| EXERCISE OBJECTIVE |
All of the data that follows should be retyped exactly, please, except the pictures.

━━━━━━

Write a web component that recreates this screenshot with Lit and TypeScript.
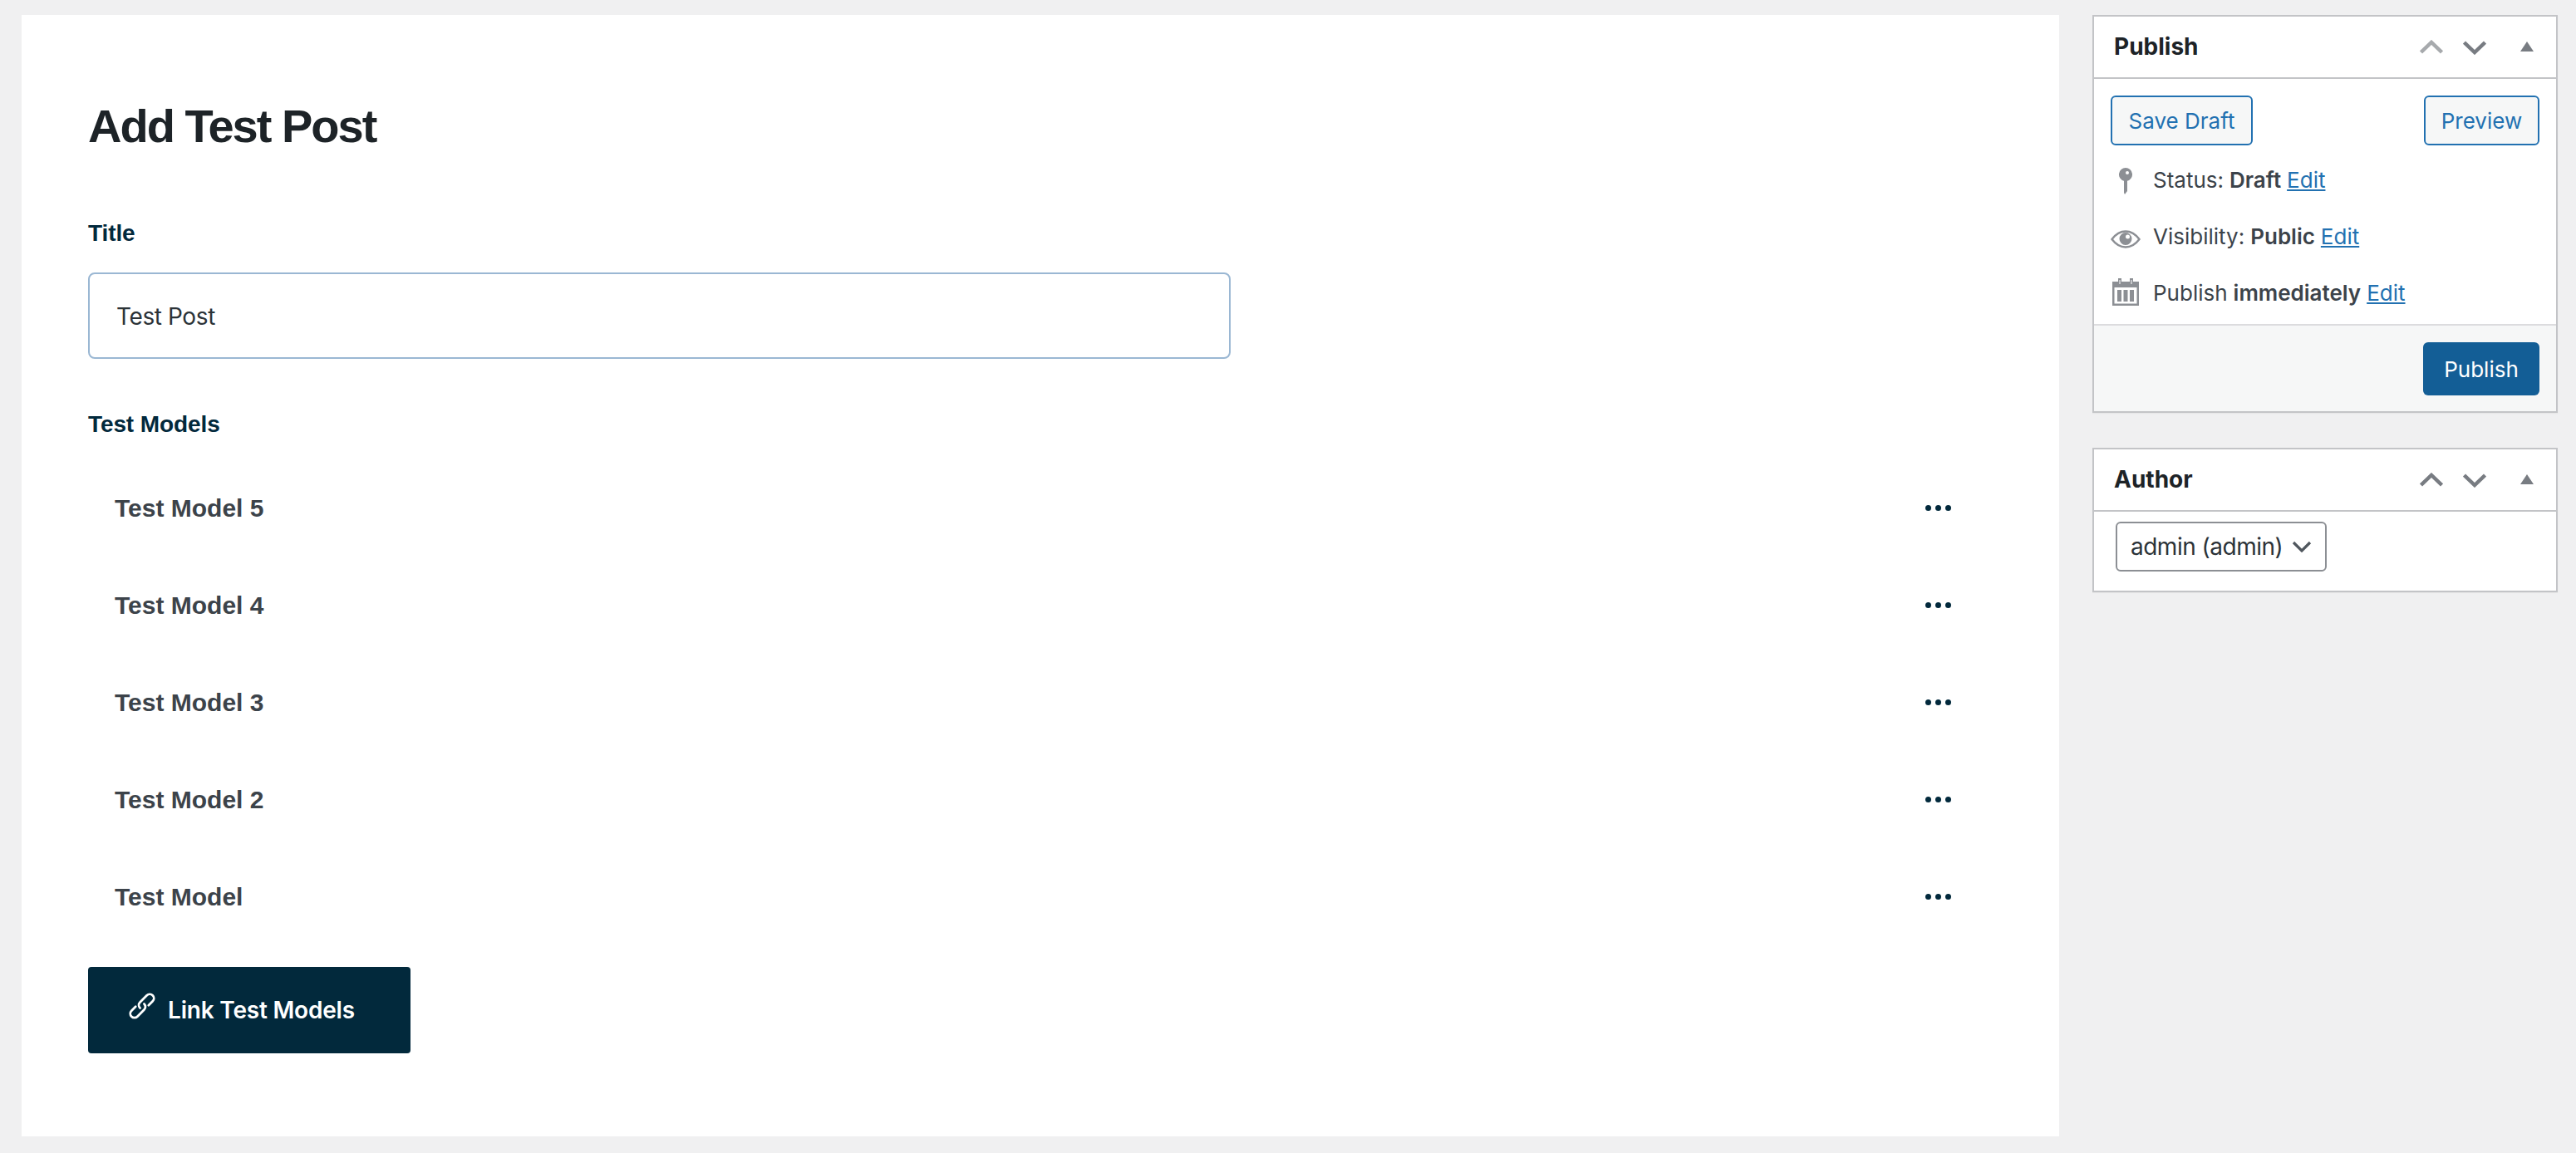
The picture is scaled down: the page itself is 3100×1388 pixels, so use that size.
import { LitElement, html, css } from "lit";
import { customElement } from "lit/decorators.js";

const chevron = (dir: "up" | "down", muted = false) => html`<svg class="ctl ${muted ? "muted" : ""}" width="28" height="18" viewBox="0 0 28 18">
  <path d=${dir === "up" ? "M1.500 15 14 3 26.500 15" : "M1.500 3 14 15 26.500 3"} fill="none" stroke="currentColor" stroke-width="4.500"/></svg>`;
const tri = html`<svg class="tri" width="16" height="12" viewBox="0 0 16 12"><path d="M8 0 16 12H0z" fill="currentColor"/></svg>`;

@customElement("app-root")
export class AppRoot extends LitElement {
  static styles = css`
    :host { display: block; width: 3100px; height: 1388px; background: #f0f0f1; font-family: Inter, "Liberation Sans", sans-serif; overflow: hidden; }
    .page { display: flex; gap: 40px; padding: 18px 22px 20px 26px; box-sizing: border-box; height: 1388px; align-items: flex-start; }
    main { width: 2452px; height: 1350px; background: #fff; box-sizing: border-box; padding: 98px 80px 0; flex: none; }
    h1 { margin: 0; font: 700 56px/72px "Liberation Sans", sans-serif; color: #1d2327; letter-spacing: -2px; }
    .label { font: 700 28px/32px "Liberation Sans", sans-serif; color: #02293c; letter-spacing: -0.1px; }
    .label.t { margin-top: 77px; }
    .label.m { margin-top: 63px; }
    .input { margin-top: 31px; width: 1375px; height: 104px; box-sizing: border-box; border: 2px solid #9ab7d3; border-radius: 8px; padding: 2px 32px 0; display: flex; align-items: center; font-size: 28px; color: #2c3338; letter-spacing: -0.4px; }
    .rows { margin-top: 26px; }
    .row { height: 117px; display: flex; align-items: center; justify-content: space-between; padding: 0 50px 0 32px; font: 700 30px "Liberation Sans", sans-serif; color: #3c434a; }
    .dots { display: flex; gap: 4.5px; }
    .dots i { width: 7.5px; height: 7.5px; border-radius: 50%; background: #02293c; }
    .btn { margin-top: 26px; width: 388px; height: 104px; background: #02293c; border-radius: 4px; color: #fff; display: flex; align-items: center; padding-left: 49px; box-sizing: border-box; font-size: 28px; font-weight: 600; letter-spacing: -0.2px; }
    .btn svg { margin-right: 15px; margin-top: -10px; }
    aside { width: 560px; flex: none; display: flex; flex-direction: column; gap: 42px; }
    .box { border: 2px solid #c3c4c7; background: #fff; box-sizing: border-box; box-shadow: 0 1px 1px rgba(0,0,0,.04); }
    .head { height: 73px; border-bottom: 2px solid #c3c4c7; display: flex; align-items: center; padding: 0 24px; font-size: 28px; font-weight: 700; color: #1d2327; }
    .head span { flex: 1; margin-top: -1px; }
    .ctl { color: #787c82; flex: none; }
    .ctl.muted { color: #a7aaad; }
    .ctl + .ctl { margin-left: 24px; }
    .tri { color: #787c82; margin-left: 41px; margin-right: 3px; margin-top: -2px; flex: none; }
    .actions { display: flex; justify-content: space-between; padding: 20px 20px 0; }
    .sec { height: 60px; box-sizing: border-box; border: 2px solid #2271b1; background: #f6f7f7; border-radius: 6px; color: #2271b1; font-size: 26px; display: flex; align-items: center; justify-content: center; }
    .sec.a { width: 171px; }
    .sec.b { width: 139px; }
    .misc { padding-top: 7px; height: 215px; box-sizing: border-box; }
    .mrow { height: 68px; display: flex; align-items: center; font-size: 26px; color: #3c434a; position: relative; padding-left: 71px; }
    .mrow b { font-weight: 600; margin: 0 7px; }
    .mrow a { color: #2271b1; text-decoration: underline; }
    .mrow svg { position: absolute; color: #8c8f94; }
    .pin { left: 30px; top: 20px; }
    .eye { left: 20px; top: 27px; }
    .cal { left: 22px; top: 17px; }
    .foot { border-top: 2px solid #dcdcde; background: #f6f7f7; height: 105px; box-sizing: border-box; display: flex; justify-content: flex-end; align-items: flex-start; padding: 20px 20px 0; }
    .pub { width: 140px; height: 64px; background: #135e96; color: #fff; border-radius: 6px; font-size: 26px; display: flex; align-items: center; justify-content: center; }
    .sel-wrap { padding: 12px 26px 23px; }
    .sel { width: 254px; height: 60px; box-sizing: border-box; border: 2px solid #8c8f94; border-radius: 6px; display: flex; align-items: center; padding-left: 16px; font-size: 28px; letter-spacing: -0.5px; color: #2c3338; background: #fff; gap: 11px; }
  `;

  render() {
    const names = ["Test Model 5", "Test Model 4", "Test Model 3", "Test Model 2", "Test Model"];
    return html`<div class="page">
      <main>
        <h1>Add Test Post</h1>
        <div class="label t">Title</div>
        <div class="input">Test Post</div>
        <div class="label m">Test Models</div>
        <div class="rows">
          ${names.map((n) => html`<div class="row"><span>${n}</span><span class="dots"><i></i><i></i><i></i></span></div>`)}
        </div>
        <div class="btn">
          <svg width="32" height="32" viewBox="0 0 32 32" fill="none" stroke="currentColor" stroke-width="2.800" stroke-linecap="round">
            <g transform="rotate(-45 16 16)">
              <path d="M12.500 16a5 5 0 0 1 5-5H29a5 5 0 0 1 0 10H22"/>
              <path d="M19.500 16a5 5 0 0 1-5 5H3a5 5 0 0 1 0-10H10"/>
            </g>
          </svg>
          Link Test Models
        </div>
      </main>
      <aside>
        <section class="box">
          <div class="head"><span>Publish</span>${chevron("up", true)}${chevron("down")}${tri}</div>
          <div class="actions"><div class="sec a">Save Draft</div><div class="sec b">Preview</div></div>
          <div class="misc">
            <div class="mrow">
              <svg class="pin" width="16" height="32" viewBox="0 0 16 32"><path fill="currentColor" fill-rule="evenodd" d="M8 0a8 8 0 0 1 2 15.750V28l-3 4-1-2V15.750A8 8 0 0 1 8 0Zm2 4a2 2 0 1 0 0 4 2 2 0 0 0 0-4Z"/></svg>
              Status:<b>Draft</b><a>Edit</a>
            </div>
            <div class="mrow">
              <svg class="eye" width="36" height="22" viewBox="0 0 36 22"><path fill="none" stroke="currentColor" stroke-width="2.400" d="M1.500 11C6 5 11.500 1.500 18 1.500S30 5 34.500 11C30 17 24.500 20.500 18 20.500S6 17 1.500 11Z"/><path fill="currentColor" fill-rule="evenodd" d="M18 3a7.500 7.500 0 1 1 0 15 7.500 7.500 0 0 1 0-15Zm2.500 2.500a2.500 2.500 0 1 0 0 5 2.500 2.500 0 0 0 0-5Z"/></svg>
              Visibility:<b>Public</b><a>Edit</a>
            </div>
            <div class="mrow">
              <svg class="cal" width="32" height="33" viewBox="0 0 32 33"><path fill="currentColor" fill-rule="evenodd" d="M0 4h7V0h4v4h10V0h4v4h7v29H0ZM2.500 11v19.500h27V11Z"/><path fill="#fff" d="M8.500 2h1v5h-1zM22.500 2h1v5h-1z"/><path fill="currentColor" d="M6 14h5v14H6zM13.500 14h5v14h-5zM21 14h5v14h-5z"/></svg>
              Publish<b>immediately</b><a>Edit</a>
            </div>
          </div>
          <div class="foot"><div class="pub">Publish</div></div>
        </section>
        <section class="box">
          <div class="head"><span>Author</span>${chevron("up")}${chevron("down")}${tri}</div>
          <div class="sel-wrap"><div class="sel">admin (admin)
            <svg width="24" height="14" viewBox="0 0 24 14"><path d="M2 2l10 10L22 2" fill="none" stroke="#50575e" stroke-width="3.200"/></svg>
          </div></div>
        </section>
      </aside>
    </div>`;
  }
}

━━━━━━

| TASK RESPONSE |
Write a web component that recreates this screenshot with Lit and TypeScript.
The picture is scaled down: the page itself is 3100×1388 pixels, so use that size.
import { LitElement, html, css } from "lit";
import { customElement } from "lit/decorators.js";

const chevron = (dir: "up" | "down", muted = false) => html`<svg class="ctl ${muted ? "muted" : ""}" width="28" height="18" viewBox="0 0 28 18">
  <path d=${dir === "up" ? "M1.500 15 14 3 26.500 15" : "M1.500 3 14 15 26.500 3"} fill="none" stroke="currentColor" stroke-width="4.500"/></svg>`;
const tri = html`<svg class="tri" width="16" height="12" viewBox="0 0 16 12"><path d="M8 0 16 12H0z" fill="currentColor"/></svg>`;

@customElement("app-root")
export class AppRoot extends LitElement {
  static styles = css`
    :host { display: block; width: 3100px; height: 1388px; background: #f0f0f1; font-family: Inter, "Liberation Sans", sans-serif; overflow: hidden; }
    .page { display: flex; gap: 40px; padding: 18px 22px 20px 26px; box-sizing: border-box; height: 1388px; align-items: flex-start; }
    main { width: 2452px; height: 1350px; background: #fff; box-sizing: border-box; padding: 98px 80px 0; flex: none; }
    h1 { margin: 0; font: 700 56px/72px "Liberation Sans", sans-serif; color: #1d2327; letter-spacing: -2px; }
    .label { font: 700 28px/32px "Liberation Sans", sans-serif; color: #02293c; letter-spacing: -0.1px; }
    .label.t { margin-top: 77px; }
    .label.m { margin-top: 63px; }
    .input { margin-top: 31px; width: 1375px; height: 104px; box-sizing: border-box; border: 2px solid #9ab7d3; border-radius: 8px; padding: 2px 32px 0; display: flex; align-items: center; font-size: 28px; color: #2c3338; letter-spacing: -0.4px; }
    .rows { margin-top: 26px; }
    .row { height: 117px; display: flex; align-items: center; justify-content: space-between; padding: 0 50px 0 32px; font: 700 30px "Liberation Sans", sans-serif; color: #3c434a; }
    .dots { display: flex; gap: 4.5px; }
    .dots i { width: 7.5px; height: 7.5px; border-radius: 50%; background: #02293c; }
    .btn { margin-top: 26px; width: 388px; height: 104px; background: #02293c; border-radius: 4px; color: #fff; display: flex; align-items: center; padding-left: 49px; box-sizing: border-box; font-size: 28px; font-weight: 600; letter-spacing: -0.2px; }
    .btn svg { margin-right: 15px; margin-top: -10px; }
    aside { width: 560px; flex: none; display: flex; flex-direction: column; gap: 42px; }
    .box { border: 2px solid #c3c4c7; background: #fff; box-sizing: border-box; box-shadow: 0 1px 1px rgba(0,0,0,.04); }
    .head { height: 73px; border-bottom: 2px solid #c3c4c7; display: flex; align-items: center; padding: 0 24px; font-size: 28px; font-weight: 700; color: #1d2327; }
    .head span { flex: 1; margin-top: -1px; }
    .ctl { color: #787c82; flex: none; }
    .ctl.muted { color: #a7aaad; }
    .ctl + .ctl { margin-left: 24px; }
    .tri { color: #787c82; margin-left: 41px; margin-right: 3px; margin-top: -2px; flex: none; }
    .actions { display: flex; justify-content: space-between; padding: 20px 20px 0; }
    .sec { height: 60px; box-sizing: border-box; border: 2px solid #2271b1; background: #f6f7f7; border-radius: 6px; color: #2271b1; font-size: 26px; display: flex; align-items: center; justify-content: center; }
    .sec.a { width: 171px; }
    .sec.b { width: 139px; }
    .misc { padding-top: 7px; height: 215px; box-sizing: border-box; }
    .mrow { height: 68px; display: flex; align-items: center; font-size: 26px; color: #3c434a; position: relative; padding-left: 71px; }
    .mrow b { font-weight: 600; margin: 0 7px; }
    .mrow a { color: #2271b1; text-decoration: underline; }
    .mrow svg { position: absolute; color: #8c8f94; }
    .pin { left: 30px; top: 20px; }
    .eye { left: 20px; top: 27px; }
    .cal { left: 22px; top: 17px; }
    .foot { border-top: 2px solid #dcdcde; background: #f6f7f7; height: 105px; box-sizing: border-box; display: flex; justify-content: flex-end; align-items: flex-start; padding: 20px 20px 0; }
    .pub { width: 140px; height: 64px; background: #135e96; color: #fff; border-radius: 6px; font-size: 26px; display: flex; align-items: center; justify-content: center; }
    .sel-wrap { padding: 12px 26px 23px; }
    .sel { width: 254px; height: 60px; box-sizing: border-box; border: 2px solid #8c8f94; border-radius: 6px; display: flex; align-items: center; padding-left: 16px; font-size: 28px; letter-spacing: -0.5px; color: #2c3338; background: #fff; gap: 11px; }
  `;

  render() {
    const names = ["Test Model 5", "Test Model 4", "Test Model 3", "Test Model 2", "Test Model"];
    return html`<div class="page">
      <main>
        <h1>Add Test Post</h1>
        <div class="label t">Title</div>
        <div class="input">Test Post</div>
        <div class="label m">Test Models</div>
        <div class="rows">
          ${names.map((n) => html`<div class="row"><span>${n}</span><span class="dots"><i></i><i></i><i></i></span></div>`)}
        </div>
        <div class="btn">
          <svg width="32" height="32" viewBox="0 0 32 32" fill="none" stroke="currentColor" stroke-width="2.800" stroke-linecap="round">
            <g transform="rotate(-45 16 16)">
              <path d="M12.500 16a5 5 0 0 1 5-5H29a5 5 0 0 1 0 10H22"/>
              <path d="M19.500 16a5 5 0 0 1-5 5H3a5 5 0 0 1 0-10H10"/>
            </g>
          </svg>
          Link Test Models
        </div>
      </main>
      <aside>
        <section class="box">
          <div class="head"><span>Publish</span>${chevron("up", true)}${chevron("down")}${tri}</div>
          <div class="actions"><div class="sec a">Save Draft</div><div class="sec b">Preview</div></div>
          <div class="misc">
            <div class="mrow">
              <svg class="pin" width="16" height="32" viewBox="0 0 16 32"><path fill="currentColor" fill-rule="evenodd" d="M8 0a8 8 0 0 1 2 15.750V28l-3 4-1-2V15.750A8 8 0 0 1 8 0Zm2 4a2 2 0 1 0 0 4 2 2 0 0 0 0-4Z"/></svg>
              Status:<b>Draft</b><a>Edit</a>
            </div>
            <div class="mrow">
              <svg class="eye" width="36" height="22" viewBox="0 0 36 22"><path fill="none" stroke="currentColor" stroke-width="2.400" d="M1.500 11C6 5 11.500 1.500 18 1.500S30 5 34.500 11C30 17 24.500 20.500 18 20.500S6 17 1.500 11Z"/><path fill="currentColor" fill-rule="evenodd" d="M18 3a7.500 7.500 0 1 1 0 15 7.500 7.500 0 0 1 0-15Zm2.500 2.500a2.500 2.500 0 1 0 0 5 2.500 2.500 0 0 0 0-5Z"/></svg>
              Visibility:<b>Public</b><a>Edit</a>
            </div>
            <div class="mrow">
              <svg class="cal" width="32" height="33" viewBox="0 0 32 33"><path fill="currentColor" fill-rule="evenodd" d="M0 4h7V0h4v4h10V0h4v4h7v29H0ZM2.500 11v19.500h27V11Z"/><path fill="#fff" d="M8.500 2h1v5h-1zM22.500 2h1v5h-1z"/><path fill="currentColor" d="M6 14h5v14H6zM13.500 14h5v14h-5zM21 14h5v14h-5z"/></svg>
              Publish<b>immediately</b><a>Edit</a>
            </div>
          </div>
          <div class="foot"><div class="pub">Publish</div></div>
        </section>
        <section class="box">
          <div class="head"><span>Author</span>${chevron("up")}${chevron("down")}${tri}</div>
          <div class="sel-wrap"><div class="sel">admin (admin)
            <svg width="24" height="14" viewBox="0 0 24 14"><path d="M2 2l10 10L22 2" fill="none" stroke="#50575e" stroke-width="3.200"/></svg>
          </div></div>
        </section>
      </aside>
    </div>`;
  }
}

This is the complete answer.